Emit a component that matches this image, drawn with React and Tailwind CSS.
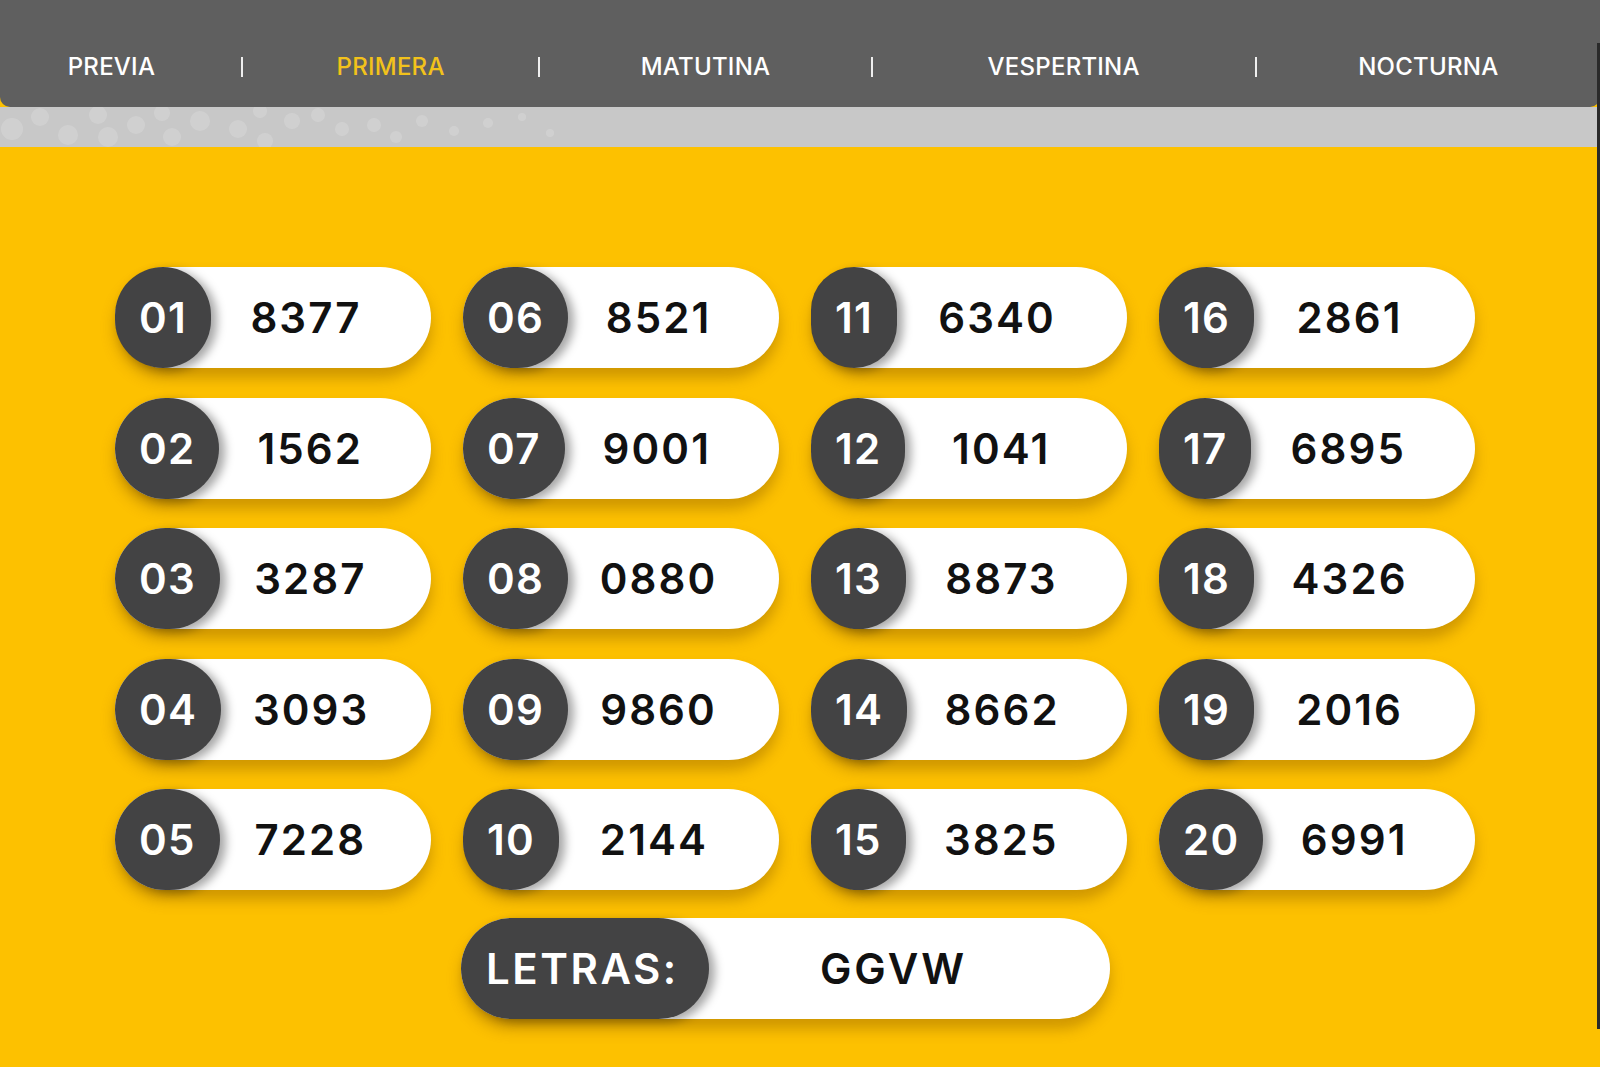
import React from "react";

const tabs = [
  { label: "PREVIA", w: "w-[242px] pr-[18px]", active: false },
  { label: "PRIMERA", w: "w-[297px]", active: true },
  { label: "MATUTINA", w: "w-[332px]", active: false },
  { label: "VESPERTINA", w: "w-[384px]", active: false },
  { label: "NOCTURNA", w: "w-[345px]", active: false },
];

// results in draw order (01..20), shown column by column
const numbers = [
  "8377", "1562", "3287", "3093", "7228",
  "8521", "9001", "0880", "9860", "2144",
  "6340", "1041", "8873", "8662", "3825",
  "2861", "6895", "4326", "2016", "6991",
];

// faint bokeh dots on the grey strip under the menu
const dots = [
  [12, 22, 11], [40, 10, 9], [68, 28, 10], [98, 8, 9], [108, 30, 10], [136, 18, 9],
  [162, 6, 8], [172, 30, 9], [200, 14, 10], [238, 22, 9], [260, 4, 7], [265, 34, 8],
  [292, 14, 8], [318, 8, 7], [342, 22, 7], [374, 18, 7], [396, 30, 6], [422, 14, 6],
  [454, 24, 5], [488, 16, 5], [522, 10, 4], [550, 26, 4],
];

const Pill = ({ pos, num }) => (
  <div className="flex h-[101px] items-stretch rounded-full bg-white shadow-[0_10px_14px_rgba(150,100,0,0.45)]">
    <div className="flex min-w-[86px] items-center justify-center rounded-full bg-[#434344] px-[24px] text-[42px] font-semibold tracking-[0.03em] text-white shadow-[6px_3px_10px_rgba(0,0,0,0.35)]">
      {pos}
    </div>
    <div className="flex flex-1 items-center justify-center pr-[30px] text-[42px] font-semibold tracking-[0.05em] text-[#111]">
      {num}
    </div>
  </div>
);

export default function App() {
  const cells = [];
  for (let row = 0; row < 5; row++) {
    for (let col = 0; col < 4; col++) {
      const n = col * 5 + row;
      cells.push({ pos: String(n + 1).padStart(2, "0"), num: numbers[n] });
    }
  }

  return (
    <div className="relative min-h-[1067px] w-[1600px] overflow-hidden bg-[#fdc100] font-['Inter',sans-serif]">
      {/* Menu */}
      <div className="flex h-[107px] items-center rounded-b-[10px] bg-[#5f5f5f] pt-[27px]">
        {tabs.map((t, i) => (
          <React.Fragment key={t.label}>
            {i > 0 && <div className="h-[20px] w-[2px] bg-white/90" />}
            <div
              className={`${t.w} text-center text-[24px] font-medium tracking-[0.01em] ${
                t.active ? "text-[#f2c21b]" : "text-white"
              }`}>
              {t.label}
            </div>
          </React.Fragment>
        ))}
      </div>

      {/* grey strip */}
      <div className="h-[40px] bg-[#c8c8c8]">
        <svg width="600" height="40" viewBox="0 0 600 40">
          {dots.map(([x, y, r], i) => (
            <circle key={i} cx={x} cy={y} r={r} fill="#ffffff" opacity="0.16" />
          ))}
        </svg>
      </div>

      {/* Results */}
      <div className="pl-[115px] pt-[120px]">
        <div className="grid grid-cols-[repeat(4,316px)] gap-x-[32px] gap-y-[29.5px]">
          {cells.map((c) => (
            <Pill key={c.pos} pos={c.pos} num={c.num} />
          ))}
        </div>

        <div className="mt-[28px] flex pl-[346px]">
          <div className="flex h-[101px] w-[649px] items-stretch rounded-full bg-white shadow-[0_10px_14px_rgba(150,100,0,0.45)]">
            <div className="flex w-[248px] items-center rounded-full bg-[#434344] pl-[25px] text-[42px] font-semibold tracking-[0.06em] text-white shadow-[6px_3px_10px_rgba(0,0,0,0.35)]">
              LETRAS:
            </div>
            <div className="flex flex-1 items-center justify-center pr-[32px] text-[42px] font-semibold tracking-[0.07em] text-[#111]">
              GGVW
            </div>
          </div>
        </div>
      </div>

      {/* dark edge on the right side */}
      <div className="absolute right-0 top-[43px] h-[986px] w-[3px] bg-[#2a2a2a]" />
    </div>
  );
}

---

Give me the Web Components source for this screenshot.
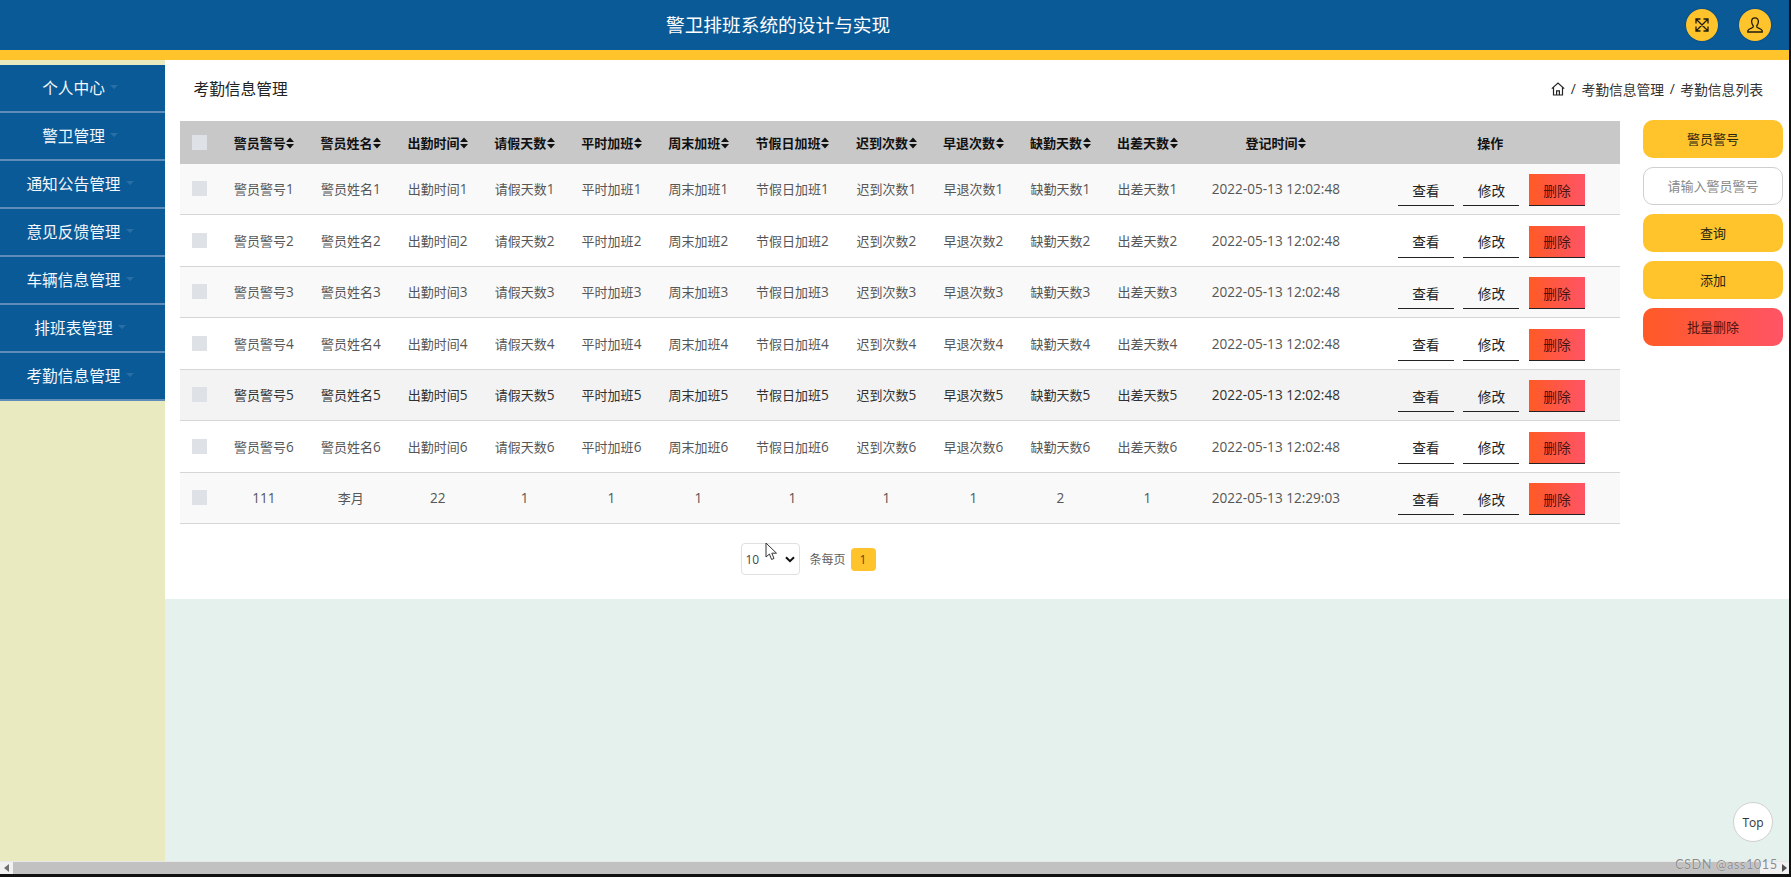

---

• What you will do: Look above for the line with "Emit a component"; quote it and every line after it, stopping after the line with "import React from", exactly, with nothing added and without pictures.

• Answer to this problem:
Emit a component that matches this image, drawn with React and Tailwind CSS.
import React from "react";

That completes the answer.